Eight months later S is darling, sweet, so different in some ways from her older sister and yet there are moments when they are eerily similar. I think about Z a lot, I always will, and continue to write and send photos regularly, hoping she will be able to reciprocate with more openness someday.
I am keenly aware that no adoption happens without something in the world going wrong, but looking at my daughters it feels infinitely right that they are together. So we are doubly, triply, infinitely blessed. J and S grow up together. I get to be their mom. It’s overwhelming and amazing.
I read, and hear, a lot about birthing babies from the internet and from my many friends who have experienced pregnancy and childbirth on the road to motherhood. Sometimes I wonder what it is like to make a specific plan for how to bring your child into the world and then attempt to follow that plan. I know sometimes the plans work out wonderfully, and other times things change.

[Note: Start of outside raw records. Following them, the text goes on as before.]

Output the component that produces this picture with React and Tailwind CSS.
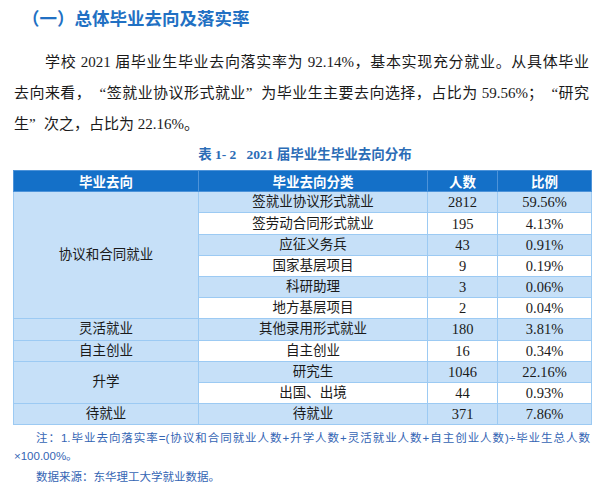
const rows = [
  { group: '协议和合同就业', span: 6, type: '签就业协议形式就业', count: '2812', pct: '59.56%' },
  { type: '签劳动合同形式就业', count: '195', pct: '4.13%' },
  { type: '应征义务兵', count: '43', pct: '0.91%' },
  { type: '国家基层项目', count: '9', pct: '0.19%' },
  { type: '科研助理', count: '3', pct: '0.06%' },
  { type: '地方基层项目', count: '2', pct: '0.04%' },
  { group: '灵活就业', span: 1, type: '其他录用形式就业', count: '180', pct: '3.81%' },
  { group: '自主创业', span: 1, type: '自主创业', count: '16', pct: '0.34%' },
  { group: '升学', span: 2, type: '研究生', count: '1046', pct: '22.16%' },
  { type: '出国、出境', count: '44', pct: '0.93%' },
  { group: '待就业', span: 1, type: '待就业', count: '371', pct: '7.86%' },
];

const serif = { fontFamily: '"Liberation Serif", "Noto Sans CJK SC", serif' };

// full-width quote marks like the Song typeface in the source
function Q({ children, open }) {
  return (
    <span
      className={
        open
          ? 'inline-block w-[15px] text-right [text-align-last:right]'
          : 'inline-block w-[15px] text-left [text-align-last:left]'
      }
    >
      {children}
    </span>
  );
}

export default function App() {
  return (
    <div lang="zh-CN" className="w-[610px] h-[495px] bg-white overflow-hidden text-[#1a1a1a]" style={serif}>
      <div
        className="pl-[22px] pt-[6px] text-[17.5px] leading-[24px] font-bold text-[#2170c3]"
        style={{ fontFamily: '"Noto Sans CJK SC", sans-serif' }}
      >
        （一）总体毕业去向及落实率
      </div>

      <div className="mt-[16.5px] pl-[14px] pr-[21px] text-[15px] leading-[31px]">
        <div className="pl-[31px] text-justify [text-align-last:justify]">
          学校 2021 届毕业生毕业去向落实率为 92.14%，基本实现充分就业。从具体毕业
        </div>
        <div className="text-justify [text-align-last:justify]">
          去向来看，<Q open>“</Q>签就业协议形式就业<Q>”</Q>为毕业生主要去向选择，占比为 59.56%；<Q open>“</Q>研究
        </div>
        <div>生<Q>”</Q>次之，占比为 22.16%。</div>
      </div>

      <div className="mt-[5.5px] text-center text-[13.5px] leading-[20px] font-bold text-[#2b6cb6]">
        表 1- 2&nbsp;&nbsp;&nbsp;2021 届毕业生毕业去向分布
      </div>

      <div className="mt-[5px] pl-[13px]">
        <table className="w-[578px] border-collapse table-fixed text-[13.5px] text-center">
          <colgroup>
            <col className="w-[185px]" />
            <col className="w-[229px]" />
            <col className="w-[70px]" />
            <col className="w-[94px]" />
          </colgroup>
          <thead>
            <tr className="h-[21px] bg-[#1470c8] text-white" style={{ fontFamily: '"Noto Sans CJK SC", sans-serif' }}>
              <th className="border border-[#4d93d9] p-0 font-bold">毕业去向</th>
              <th className="border border-[#4d93d9] p-0 font-bold">毕业去向分类</th>
              <th className="border border-[#4d93d9] p-0 font-bold">人数</th>
              <th className="border border-[#4d93d9] p-0 font-bold">比例</th>
            </tr>
          </thead>
          <tbody>
            {rows.map((r, i) => {
              const bg = i % 2 === 0 ? 'bg-[#c6e0f8]' : 'bg-white';
              return (
                <tr key={r.type + i} className="h-[21.2px] leading-[18px]">
                  {r.group && (
                    <td rowSpan={r.span} className="border border-[#9ccaf3] bg-[#c6e0f8] p-0">
                      {r.group}
                    </td>
                  )}
                  <td className={`border border-[#9ccaf3] p-0 ${bg}`}>{r.type}</td>
                  <td className={`border border-[#9ccaf3] p-0 text-[14.5px] ${bg}`}>{r.count}</td>
                  <td className={`border border-[#9ccaf3] p-0 text-[14.5px] ${bg}`}>{r.pct}</td>
                </tr>
              );
            })}
          </tbody>
        </table>
      </div>

      <div
        className="mt-[4px] pl-[14px] pr-[20px] text-[11.5px] leading-[18px] text-[#3465b4]"
        style={{ fontFamily: '"Liberation Sans", "Noto Sans CJK SC", sans-serif' }}
      >
        <div className="pl-[22px] text-justify [text-align-last:justify]">
          注：1.毕业去向落实率=(协议和合同就业人数+升学人数+灵活就业人数+自主创业人数)÷毕业生总人数
        </div>
        <div>×100.00%。</div>
        <div className="mt-[3px] pl-[22px]">数据来源：东华理工大学就业数据。</div>
      </div>
    </div>
  );
}
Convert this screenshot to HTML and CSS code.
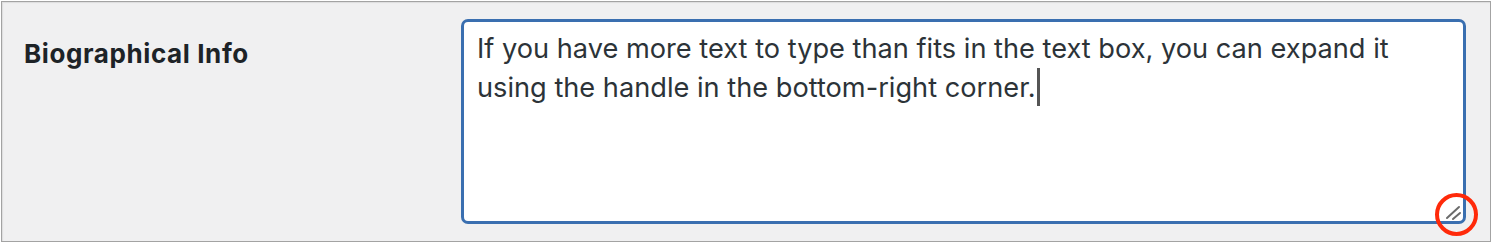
FILE: index.html
```html
<!DOCTYPE html>
<html lang="en">
<head>
    <meta charset="UTF-8">
    <meta name="viewport" content="width=device-width, initial-scale=1.0">
    <title>Biographical Info</title>
    <link rel="stylesheet" href="styles.css">
</head>
<body>

<div class="frame">
    <div class="form-row">
        <label class="field-label" for="description">Biographical Info</label>

        <div class="field">
            <div class="textarea" id="description">If you have more text to type than fits in the text box, you can expand it using the handle in the bottom-right corner.<span class="caret"></span></div>

            <!-- resize handle -->
            <svg class="resize-handle" width="18" height="18" viewBox="0 0 18 18">
                <line x1="3" y1="15" x2="15" y2="4" stroke="#6b6b6b" stroke-width="2" stroke-linecap="round"/>
                <line x1="9" y1="16" x2="16" y2="10" stroke="#6b6b6b" stroke-width="2" stroke-linecap="round"/>
            </svg>

            <!-- red highlight round the handle -->
            <span class="highlight"></span>
        </div>
    </div>
</div>

</body>
</html>
```

FILE: styles.css
```css
body {
    font-family: Inter, "Noto Sans", sans-serif;
    margin: 0;
    padding: 0;
    background-color: #fff;
}

.frame {
    margin: 1px 1px 0 1px;
    height: 239px;
    border: 1px solid #a3a3a3;
    background-color: #f0f0f1;
    box-shadow: inset 1px 1px 1px rgba(0, 0, 0, 0.08);
}

.form-row {
    display: grid;
    grid-template-columns: 437px 1fr;
    padding: 17px 24px 0 22px;
}

.field-label {
    font-size: 26px;
    font-weight: 700;
    letter-spacing: 0.6px;
    color: #1d2327;
    padding-top: 19px;
}

.field {
    position: relative;
}

.textarea {
    box-sizing: border-box;
    height: 205px;
    padding: 8px 40px 8px 13px;
    border: 3px solid #3a6fb0;
    border-radius: 7px;
    background-color: #fff;
    color: #2c3338;
    font-size: 27.2px;
    line-height: 38px;
}

.caret {
    display: inline-block;
    width: 3px;
    height: 38px;
    margin-left: 1px;
    vertical-align: -9px;
    background-color: #555;
}

.resize-handle {
    position: absolute;
    right: 4px;
    bottom: 3px;
}

.highlight {
    position: absolute;
    right: -12px;
    bottom: -12px;
    width: 35px;
    height: 35px;
    border: 4px solid #ff2a0a;
    border-radius: 50%;
}
```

In contrast, while adoption involves a ton of planning and paperwork it is, from our side of things, a choice to completely abandon any pretense of a plan for the specifics of how your child lands in the world. You fill out endless forms, pay fees, provide personal information and then just wait for the tiny human whose conception and nurture to this point has taken place completely independently of you and your plans to show up and change everything forever.
I love to remember that sun soaked afternoon when my everything changed forever. At this point in my life I can’t imagine wanting it any other way.